Voth was known for his research on the liverwort Marchantia polymorpha, working with his students to determine requirements for nutrition and cultivation of this species. He was also particularly interested in lichens and Hemerocallis (daylilies). He traveled widely for both teaching and research purposes: In 1938, his family traveled to Barro Colorado Island in the Panama Canal Zone, where he conducted an intensive study of tropical vegetation. In 1951, he traveled to the Arctic Research Laboratory in Point Barrow, Alaska, where he researched plants growing in permanently frozen substrate.
Teaching was an important part of Voth's academic career. In 1940, he was awarded the Quantrell Award for Excellence in Undergraduate Teaching. He served on university committees to develop undergraduate programs in the biological sciences, as well as teacher education programs. He developed textbooks, films, and laboratory material for high school teaching, and taught summer biology institutes for gifted high school students.

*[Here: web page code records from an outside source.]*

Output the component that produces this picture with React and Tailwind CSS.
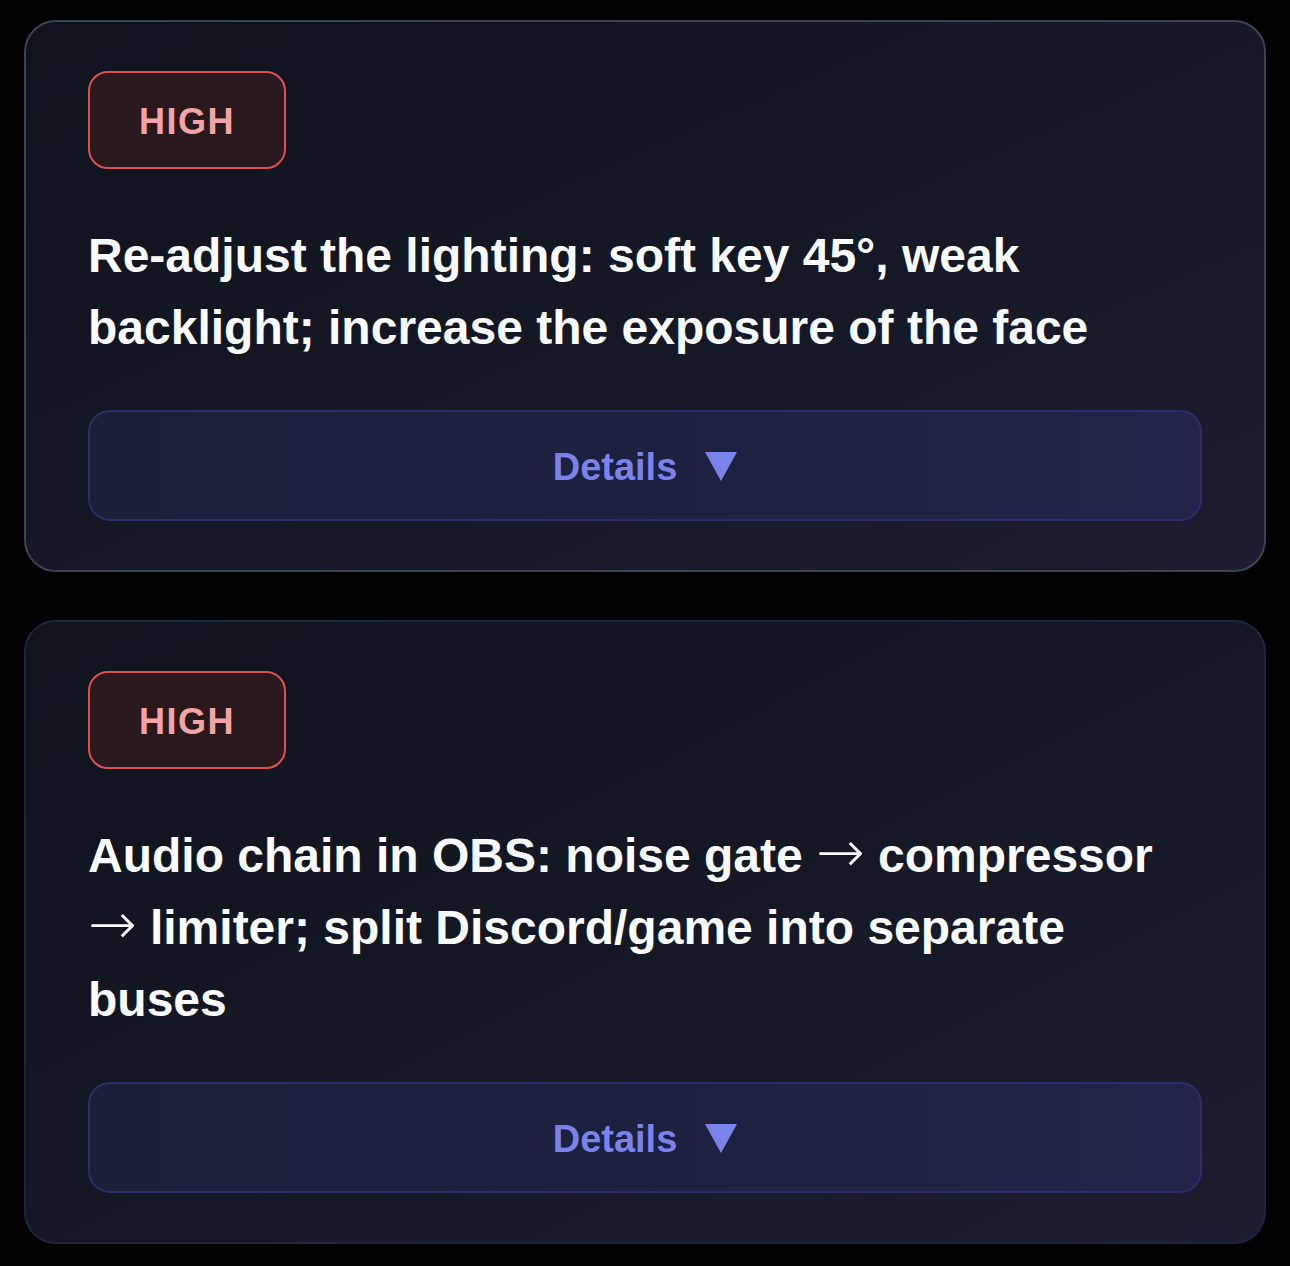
const items = [
  {
    id: 1,
    level: "HIGH",
    text: "Re-adjust the lighting: soft key 45°, weak backlight; increase the exposure of the face",
    border: "border-[#3d4353]",
  },
  {
    id: 2,
    level: "HIGH",
    text: "Audio chain in OBS: noise gate → compressor → limiter; split Discord/game into separate buses",
    border: "border-[#1f2440]",
  },
];

const Caret = () => (
  <svg width="32" height="29" viewBox="0 0 32 29" className="block">
    <path d="M0 0 H32 L16 29 Z" fill="#7b83eb" />
  </svg>
);

// arrows come out tiny in Liberation, so give them a thinner, wider face
const withArrows = (text) =>
  text.split("→").map((part, i) => (
    <span key={i}>
      {i > 0 && (
        <span
          className="font-extralight text-[58px] leading-none"
          style={{ fontFamily: '"DejaVu Sans", sans-serif' }}
        >
          →
        </span>
      )}
      {part}
    </span>
  ));

const TipCard = ({ level, text, border }) => {
  return (
    <div
      className={`rounded-[32px] border-2 ${border} bg-gradient-to-br from-[#0f131c] via-[#141824] to-[#1c1e31] px-[62px] py-[49px]`}
    >
      {/* Badge */}
      <div className="w-[198px] h-[98px] flex items-center justify-center pt-[4px] rounded-[20px] border-2 border-[#dc5052] bg-[#29191f]">
        <span className="text-[36px] font-bold tracking-[1.5px] text-[#f4a4a6] leading-none">
          {level}
        </span>
      </div>

      {/* Title */}
      <p className="mt-[51px] mb-[46px] text-[48px] leading-[72px] font-bold text-[#f8fafc]">
        {withArrows(text)}
      </p>

      {/* Details button */}
      <button className="w-full h-[111px] flex items-center justify-center gap-[28px] pt-[2px] rounded-[22px] border-2 border-[#2c2e68] bg-gradient-to-r from-[#1b1f38] via-[#1d2040] to-[#23244b]">
        <span className="text-[38px] font-bold text-[#7b83eb] leading-none">Details</span>
        <Caret />
      </button>
    </div>
  );
};

export default function App() {
  return (
    <div
      className="min-h-[1266px] bg-black px-[24px] pt-[20px] pb-[21px] flex flex-col gap-[48px]"
      style={{ fontFamily: '"Liberation Sans", Arial, sans-serif' }}
    >
      {items.map((item) => (
        <TipCard key={item.id} {...item} />
      ))}
    </div>
  );
}
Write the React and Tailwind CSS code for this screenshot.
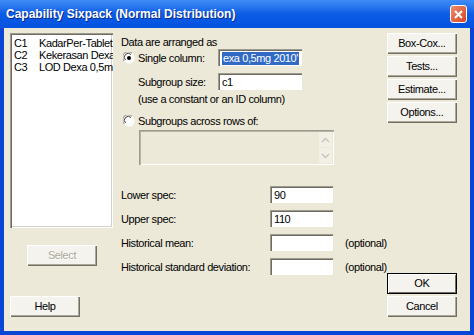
import React from 'react';

const font = { fontFamily: '"Liberation Sans", Arial, sans-serif' };

const Btn = ({ children, disabled, isDefault, className = '' }) => (
  <button
    className={`h-[21px] w-[70px] shrink-0 flex items-center justify-center text-[11px] bg-[#f4f3ee] ${
      isDefault
        ? 'shadow-[inset_1px_1px_0_#000,inset_-1px_-1px_0_#000,inset_2px_2px_0_#fff,inset_-2px_-2px_0_#716f64]'
        : 'shadow-[inset_1px_1px_0_#fff,inset_-1px_-1px_0_#716f64,inset_-2px_-2px_0_#aca899]'
    } ${disabled ? 'text-[#aca899] [text-shadow:1px_1px_0_#fff]' : 'text-black'} ${className}`}
  >
    {children}
  </button>
);

const Field = ({ children, className = '' }) => (
  <div
    className={`h-[17px] shrink-0 bg-white flex items-center pl-[4px] pt-[2px] text-[11px] overflow-hidden whitespace-nowrap shadow-[inset_1px_1px_0_#9d9b8f,inset_2px_2px_0_#6f6d63,inset_-1px_-1px_0_#ffffff] ${className}`}
  >
    {children}
  </div>
);

const Radio = ({ checked }) => (
  <svg width="12" height="12" viewBox="0 0 12 12" className="shrink-0">
    <circle cx="6" cy="6" r="5.5" fill="#fff" />
    <path d="M1.2 9 A5 5 0 0 1 9 1.2" stroke="#8a887c" strokeWidth="1" fill="none" />
    <path d="M2.5 8 A3.6 3.6 0 0 1 8 2.5" stroke="#404040" strokeWidth="1" fill="none" />
    <path d="M9.5 3 A5 5 0 0 1 3 9.5" stroke="#f4f3ee" strokeWidth="1" fill="none" />
    {checked && <circle cx="6" cy="6" r="2" fill="#000" />}
  </svg>
);

const SpecRow = ({ label, value, optional, className = '' }) => (
  <div className={`flex items-center ${className}`}>
    <span className="w-[149px] leading-[12px] whitespace-nowrap">{label}</span>
    <Field className="w-[63px]">{value}</Field>
    {optional && <span className="ml-[12px] leading-[12px]">(optional)</span>}
  </div>
);

const Chevron = ({ up }) => (
  <svg width="9" height="6" viewBox="0 0 9 6">
    <path d={up ? 'M1 5 L4.5 1.5 L8 5' : 'M1 1 L4.5 4.5 L8 1'} stroke="#c5c3b8" strokeWidth="1.3" fill="none" />
  </svg>
);

export default function App() {
  const columns = [
    { id: 'C1', name: 'KadarPer-Tablet Dexa' },
    { id: 'C2', name: 'Kekerasan Dexa 0,5mg' },
    { id: 'C3', name: 'LOD Dexa 0,5mg 2010' },
  ];

  return (
    <div style={font} className="w-[474px] h-[335px] bg-[#0a46d6] flex flex-col overflow-hidden text-black">
      {/* Title bar */}
      <div className="h-[28px] shrink-0 flex items-center justify-between pl-[6px] pr-[7px] bg-gradient-to-b from-[#3f8cf5] via-[#0c5ce6] to-[#0553e0]">
        <span className="text-white font-bold text-[12px] [text-shadow:1px_1px_0_#0a2a8a]">
          Capability Sixpack (Normal Distribution)
        </span>
        <div className="w-[17px] h-[18px] rounded-[3px] border border-white bg-gradient-to-br from-[#ec8a6e] to-[#d8431f] flex items-center justify-center">
          <svg width="9" height="9" viewBox="0 0 9 9">
            <path d="M1 1 L8 8 M8 1 L1 8" stroke="#fff" strokeWidth="2" />
          </svg>
        </div>
      </div>

      {/* Body */}
      <div className="flex-1 mx-[4px] mb-[4px] bg-[#ece9d8] flex pl-[6px] pt-[5px] pr-[15px] pb-[14px] text-[11px] tracking-[-0.4px]">
        {/* Left column */}
        <div className="w-[103px] flex flex-col">
          <div className="h-[195px] bg-white pt-[4px] pl-[4px] overflow-hidden shadow-[inset_1px_1px_0_#9d9b8f,inset_2px_2px_0_#6f6d63,inset_-1px_-1px_0_#ffffff,inset_-2px_-2px_0_#d4d0c8]">
            {columns.map((c) => (
              <div key={c.id} className="flex leading-[12px] whitespace-nowrap">
                <span className="w-[25px] shrink-0">{c.id}</span>
                <span className="overflow-hidden">{c.name}</span>
              </div>
            ))}
          </div>
          <Btn disabled className="mt-[17px] ml-[17px]">Select</Btn>
          <Btn className="mt-[30px]">Help</Btn>
        </div>

        {/* Middle column */}
        <div className="flex-1 ml-[8px] flex flex-col">
          <div className="mt-[3px] leading-[12px]">Data are arranged as</div>
          <div className="mt-[1px] h-[17px] flex items-center">
            <div className="w-[17px] pl-[2px]"><Radio checked /></div>
            <span className="w-[80px] leading-[12px] whitespace-nowrap">Single column:</span>
            <Field className="w-[84px] pl-[2px]">
              <span className="bg-[#316ac5] text-white leading-[13px] px-[1px]">exa 0,5mg 2010'</span>
            </Field>
          </div>
          <div className="mt-[7px] h-[17px] flex items-center pl-[17px]">
            <span className="w-[80px] leading-[12px] whitespace-nowrap">Subgroup size:</span>
            <Field className="w-[84px]">c1</Field>
          </div>
          <div className="mt-[3px] pl-[17px] leading-[12px]">(use a constant or an ID column)</div>
          <div className="mt-[10px] flex items-center">
            <div className="w-[17px] pl-[2px]"><Radio /></div>
            <span className="leading-[12px]">Subgroups across rows of:</span>
          </div>
          <div className="mt-[3px] ml-[18px] w-[195px] h-[35px] flex justify-end pr-[2px] pt-[2px] shadow-[inset_1px_1px_0_#9d9b8f,inset_2px_2px_0_#b7b4a6,inset_-1px_-1px_0_#ffffff]">
            <div className="flex flex-col gap-[1px]">
              <div className="w-[13px] h-[15px] bg-[#f1efe6] flex items-center justify-center"><Chevron up /></div>
              <div className="w-[13px] h-[15px] bg-[#f1efe6] flex items-center justify-center"><Chevron /></div>
            </div>
          </div>
          <SpecRow label="Lower spec:" value="90" className="mt-[21px]" />
          <SpecRow label="Upper spec:" value="110" className="mt-[7px]" />
          <SpecRow label="Historical mean:" value="" optional className="mt-[7px]" />
          <SpecRow label="Historical standard deviation:" value="" optional className="mt-[7px]" />
        </div>

        {/* Right column */}
        <div className="w-[70px] flex flex-col gap-[2px]">
          <Btn>Box-Cox...</Btn>
          <Btn>Tests...</Btn>
          <Btn>Estimate...</Btn>
          <Btn>Options...</Btn>
          <Btn isDefault className="mt-auto">OK</Btn>
          <Btn>Cancel</Btn>
        </div>
      </div>
    </div>
  );
}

In addition to his faculty and administrative duties in the Department of Botany, Voth had a keen interest in the department's history, particularly the activities of early faculty such as Henry C. Cowles, Charles J. Chamberlain and Ezra J. Kraus.
Outside the university, Voth served as associate editor of Botanical Gazette from 1960-1974, and was a botanical consultant for encyclopedia publishers and educational film producers. He belonged to numerous professional organizations, serving as Secretary-Treasurer of the American Bryological Society (1939-1941) and Chairman of the Teaching Section of the Botanical Society of America (1950), as well as administrative positions with the Illinois State Academy of Science. Voth was active in community gardening and neighborhood beautification programs, an avid daylily breeder, and speaker at meetings of garden clubs and other organizations.
After retiring from the faculty of University of Chicago, Voth continued to teach at Northern Illinois University in the 1970s. Voth died in 1992, survived by his wife Selma ("Sally") J. Graber, two children, and several grandchildren and great-grandchildren.